If informal collection efforts fail, creditors may file lawsuits in Georgia courts. Smaller debts are often pursued in magistrate court, which handles claims up to $15,000. Larger debts are litigated in state or superior court. A court judgment allows creditors to pursue further collection actions, such as wage garnishment, bank account levies, or property liens. Under Georgia law, a judgment creditor can garnish up to 25% of a debtor’s disposable income unless an exemption applies.
Lenders routinely report revolving trade account activity to credit bureaus, affecting borrowers’ financial profiles. The Fair Credit Reporting Act (FCRA) requires creditors to provide accurate updates on payment history, balances, and account status. Errors in reporting can harm individuals’ creditworthiness or a business’s financial reputation.
Georgia law reinforces federal protections by requiring financial institutions and credit bureaus to correct inaccuracies promptly. Borrowers have the right to dispute incorrect data, and creditors must investigate within 30 days. If an error is confirmed, the credit bureau must update the report. Noncompliance can expose creditors to legal liability, including claims for damages under the FCRA. Regular credit report reviews help borrowers identify and address discrepancies.
When errors appear on a credit report, Georgia residents can formally dispute inaccuracies with the reporting credit bureau. Under the FCRA, credit agencies must investigate within 30 days. If the creditor verifies the data as correct, the disputed entry remains; if an error is confirmed, the agency must update the report. Borrowers can also request a statement of dispute be added to their file.

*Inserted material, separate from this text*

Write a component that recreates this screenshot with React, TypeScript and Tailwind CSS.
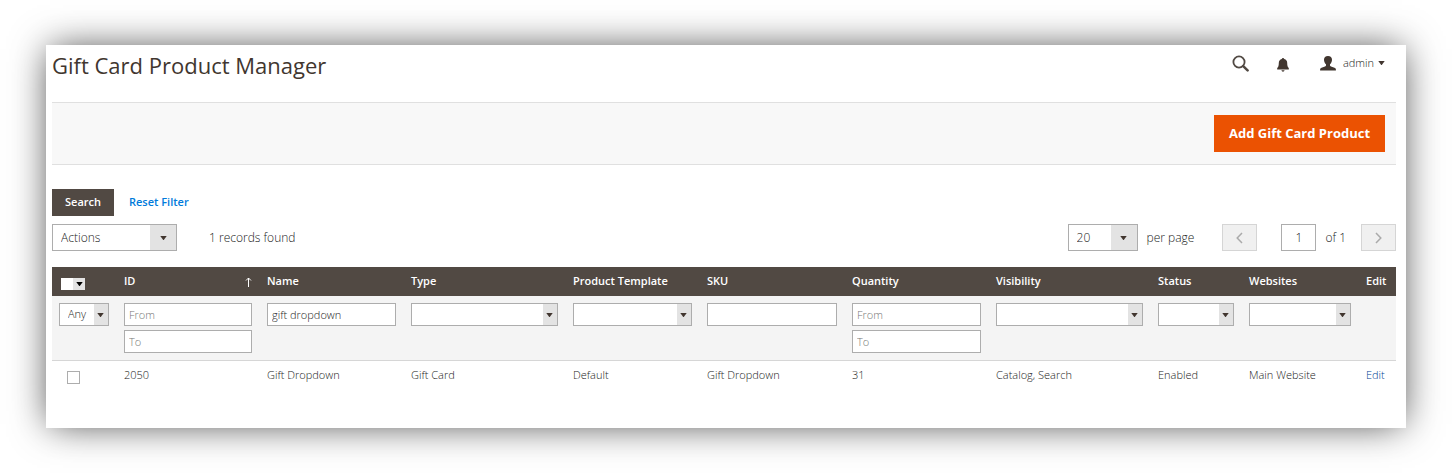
import React from 'react';

type SelectProps = {
  label: string;
  options: string[];
  className?: string;
  arrow?: string;
};

function Caret({ className = 'fill-[#41362f]' }: { className?: string }) {
  return (
    <svg viewBox="0 0 8 5" aria-hidden="true" className={`h-[4px] w-[7px] ${className}`}>
      <path d="M0 0h8L4.6 4.6a.8.8 0 0 1-1.2 0z" />
    </svg>
  );
}

function Select({ label, options, className = '', arrow = 'w-[14px] pr-[2px]' }: SelectProps) {
  return (
    <div className={`grid border border-[#adadad] bg-white ${className}`}>
      <select
        aria-label={label}
        className="col-start-1 row-start-1 h-full w-full appearance-none bg-transparent px-2 outline-none"
      >
        {options.map((o) => (
          <option key={o}>{o}</option>
        ))}
      </select>
      <span
        className={`pointer-events-none col-start-1 row-start-1 flex items-center justify-center justify-self-end bg-[#e3e3e3] ${arrow}`}
      >
        <Caret />
      </span>
    </div>
  );
}

const fieldClass =
  'block h-[23px] w-full border border-[#adadad] bg-white px-1 outline-none placeholder:text-[#777]';

function Field({ label, value, placeholder }: { label: string; value?: string; placeholder?: string }) {
  return <input type="text" aria-label={label} defaultValue={value} placeholder={placeholder} className={fieldClass} />;
}

function RangeFields({ label }: { label: string }) {
  return (
    <div className="flex flex-col gap-1">
      <Field label={`${label} from`} placeholder="From" />
      <Field label={`${label} to`} placeholder="To" />
    </div>
  );
}

const gridSelect = 'h-[23px] w-full';

const columns: { title: string; width: string; value: string; filter: React.ReactNode }[] = [
  { title: 'ID', width: 'w-[143px]', value: '2050', filter: <RangeFields label="ID" /> },
  { title: 'Name', width: 'w-[144px]', value: 'Gift Dropdown', filter: <Field label="Name" value="gift dropdown" /> },
  { title: 'Type', width: 'w-[162px]', value: 'Gift Card', filter: <Select label="Type" options={['', 'Gift Card']} className={gridSelect} /> },
  { title: 'Product Template', width: 'w-[134px]', value: 'Default', filter: <Select label="Product Template" options={['', 'Default']} className={gridSelect} /> },
  { title: 'SKU', width: 'w-[145px]', value: 'Gift Dropdown', filter: <Field label="SKU" /> },
  { title: 'Quantity', width: 'w-[144px]', value: '31', filter: <RangeFields label="Quantity" /> },
  { title: 'Visibility', width: 'w-[162px]', value: 'Catalog, Search', filter: <Select label="Visibility" options={['', 'Catalog, Search']} className={gridSelect} /> },
  { title: 'Status', width: 'w-[91px]', value: 'Enabled', filter: <Select label="Status" options={['', 'Enabled']} className={gridSelect} /> },
  { title: 'Websites', width: 'w-[117px]', value: 'Main Website', filter: <Select label="Websites" options={['', 'Main Website']} className={gridSelect} /> },
];

function Header() {
  return (
    <header className="flex h-[57px] items-start justify-between pr-[11px]">
      <h1 className="pt-1 text-[22px] leading-[32px] text-[#41362f]">Gift Card Product Manager</h1>
      <div className="flex h-[36px] items-center">
        <button type="button" aria-label="Search" className="mr-7">
          <svg viewBox="0 0 17 17" className="h-[17px] w-[17px] fill-none stroke-[#514943]">
            <circle cx="7" cy="7" r="5.6" strokeWidth="1.8" />
            <path d="M11.2 11.2l4.4 4.2" strokeWidth="2.5" strokeLinecap="round" />
          </svg>
        </button>
        <button type="button" aria-label="Notifications" className="mr-[31px] pt-1">
          <svg viewBox="0 0 12 14" className="h-[14px] w-[12px] fill-[#41362f]">
            <path d="M6 0c.7 0 1.1.4 1.200 1 2 .5 3 2 3 3.900 0 2.800.5 4 1.600 5.100v1.500H.2V10c1.100-1.100 1.600-2.300 1.600-5.100C1.800 3 2.800 1.500 4.800 1 4.900.4 5.300 0 6 0z" />
            <path d="M4.400 12.300h3.200c-.2.900-.8 1.400-1.600 1.400s-1.400-.5-1.600-1.400z" />
          </svg>
        </button>
        <button type="button" className="flex items-center text-[11px] font-light text-[#222]">
          <svg viewBox="0 0 16 15" className="mr-[7px] h-[15px] w-[16px] fill-[#41362f]">
            <path d="M8 0c2.600 0 4 1.500 4 3.800 0 1.800-.8 3.600-2 4.500v1.300c0 .5.3.7 1 .9l3.400 1.200c1 .4 1.500 1 1.500 1.900v.9H.1v-.9c0-.9.500-1.500 1.500-1.900L5 10.500c.7-.2 1-.4 1-.9V8.300c-1.200-.9-2-2.700-2-4.500C4 1.500 5.400 0 8 0z" />
          </svg>
          admin
          <Caret className="ml-1 fill-[#41362f]" />
        </button>
      </div>
    </header>
  );
}

function Toolbar() {
  const pager = 'flex h-[27px] w-[35px] items-center justify-center border border-[#d5d5d5] bg-[#f0f0f0]';
  return (
    <div className="mt-6 text-[12px] font-light text-[#222]">
      <div className="flex items-center">
        <button type="button" className="h-[27px] w-[62px] bg-[#514943] text-[11px] font-semibold text-white">
          Search
        </button>
        <button type="button" className="ml-[15px] text-[11px] font-semibold text-[#007bdb]">
          Reset Filter
        </button>
      </div>
      <div className="mt-2 flex items-center">
        <Select label="Actions" options={['Actions', 'Delete']} className="h-[27px] w-[125px]" arrow="w-[26px]" />
        <span className="ml-8">1 records found</span>
        <div className="ml-auto flex items-center">
          <Select label="Records per page" options={['20', '30', '50']} className="h-[27px] w-[70px]" arrow="w-[26px]" />
          <span className="ml-[9px]">per page</span>
          <button type="button" disabled aria-label="Previous page" className={`${pager} ml-7`}>
            <svg viewBox="0 0 7 12" className="h-[12px] w-[7px] fill-none stroke-[#aaa]">
              <path d="M6 1L1.200 6L6 11" strokeWidth="1.500" />
            </svg>
          </button>
          <input
            type="text"
            aria-label="Page"
            defaultValue="1"
            className="ml-6 h-[27px] w-[35px] border border-[#adadad] bg-white text-center outline-none"
          />
          <span className="ml-[9px]">of 1</span>
          <button type="button" disabled aria-label="Next page" className={`${pager} ml-[15px]`}>
            <svg viewBox="0 0 7 12" className="h-[12px] w-[7px] fill-none stroke-[#aaa]">
              <path d="M1 1l4.800 5L1 11" strokeWidth="1.500" />
            </svg>
          </button>
        </div>
      </div>
    </div>
  );
}

function Grid() {
  return (
    <table className="mt-4 w-full table-fixed border-collapse text-left text-[11px] font-light text-[#222]">
      <thead>
        <tr className="h-[29px] bg-[#514943] text-white">
          <th className="w-[64px] pt-1 pl-[9px]">
            <div className="flex h-[12px] w-[24px] bg-[#e3e3e3]">
              <input type="checkbox" aria-label="Select all" className="h-[12px] w-[12px] appearance-none bg-white" />
              <button type="button" aria-label="Selection options" className="flex flex-1 items-center justify-center">
                <Caret className="fill-black" />
              </button>
            </div>
          </th>
          {columns.map((c) => (
            <th key={c.title} className={`pr-[7px] pl-2 font-semibold whitespace-nowrap ${c.width}`}>
              {c.title === 'ID' ? (
                <span className="flex items-center justify-between">
                  ID
                  <svg viewBox="0 0 7 10" aria-hidden="true" className="h-[10px] w-[7px] fill-none stroke-white">
                    <path d="M3.500 10V1M1 3.500L3.500 1L6 3.500" />
                  </svg>
                </span>
              ) : (
                c.title
              )}
            </th>
          ))}
          <th className="w-[38px] pl-2 font-semibold">Edit</th>
        </tr>
      </thead>
      <tbody>
        <tr className="border-b border-[#d6d6d6] bg-[#f4f4f4] align-top">
          <td className="py-[7px] pl-[7px]">
            <Select label="Selected" options={['Any', 'Yes', 'No']} className="h-[23px] w-[50px]" />
          </td>
          {columns.map((c) => (
            <td key={c.title} className="py-[7px] pr-[7px] pl-2">
              {c.filter}
            </td>
          ))}
          <td />
        </tr>
        <tr className="h-[29px]">
          <td className="pt-1 pl-[15px]">
            <input
              type="checkbox"
              aria-label="Select 2050"
              className="block h-[13px] w-[13px] appearance-none border border-[#adadad] bg-white"
            />
          </td>
          {columns.map((c) => (
            <td key={c.title} className="pr-[7px] pl-2 whitespace-nowrap">
              {c.value}
            </td>
          ))}
          <td className="pl-2">
            <a href="#edit" className="text-[#003d94]">
              Edit
            </a>
          </td>
        </tr>
      </tbody>
    </table>
  );
}

export default function App() {
  return (
    <div className="bg-white px-[46px] py-[45px] font-['Open_Sans',sans-serif]">
      <main className="bg-white pr-[10px] pb-[38px] pl-[6px] shadow-[0_0_36px_-4px_rgba(0,0,0,0.75)]">
        <Header />
        <div className="flex h-[63px] items-center justify-end border-y border-[#e0e0e0] bg-[#f8f8f8] pr-[11px]">
          <button type="button" className="h-[37px] w-[171px] bg-[#eb5202] text-[13px] font-bold text-white">
            Add Gift Card Product
          </button>
        </div>
        <Toolbar />
        <Grid />
      </main>
    </div>
  );
}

If a credit bureau or creditor fails to resolve a valid dispute, consumers can escalate the matter by filing a complaint with the Georgia Attorney General’s Consumer Protection Division or the Consumer Financial Protection Bureau (CFPB). In cases where reporting errors cause financial harm, individuals and businesses may pursue legal action for damages, including lost opportunities and attorney fees. Repeated violations by a lender or debt collector can result in regulatory penalties.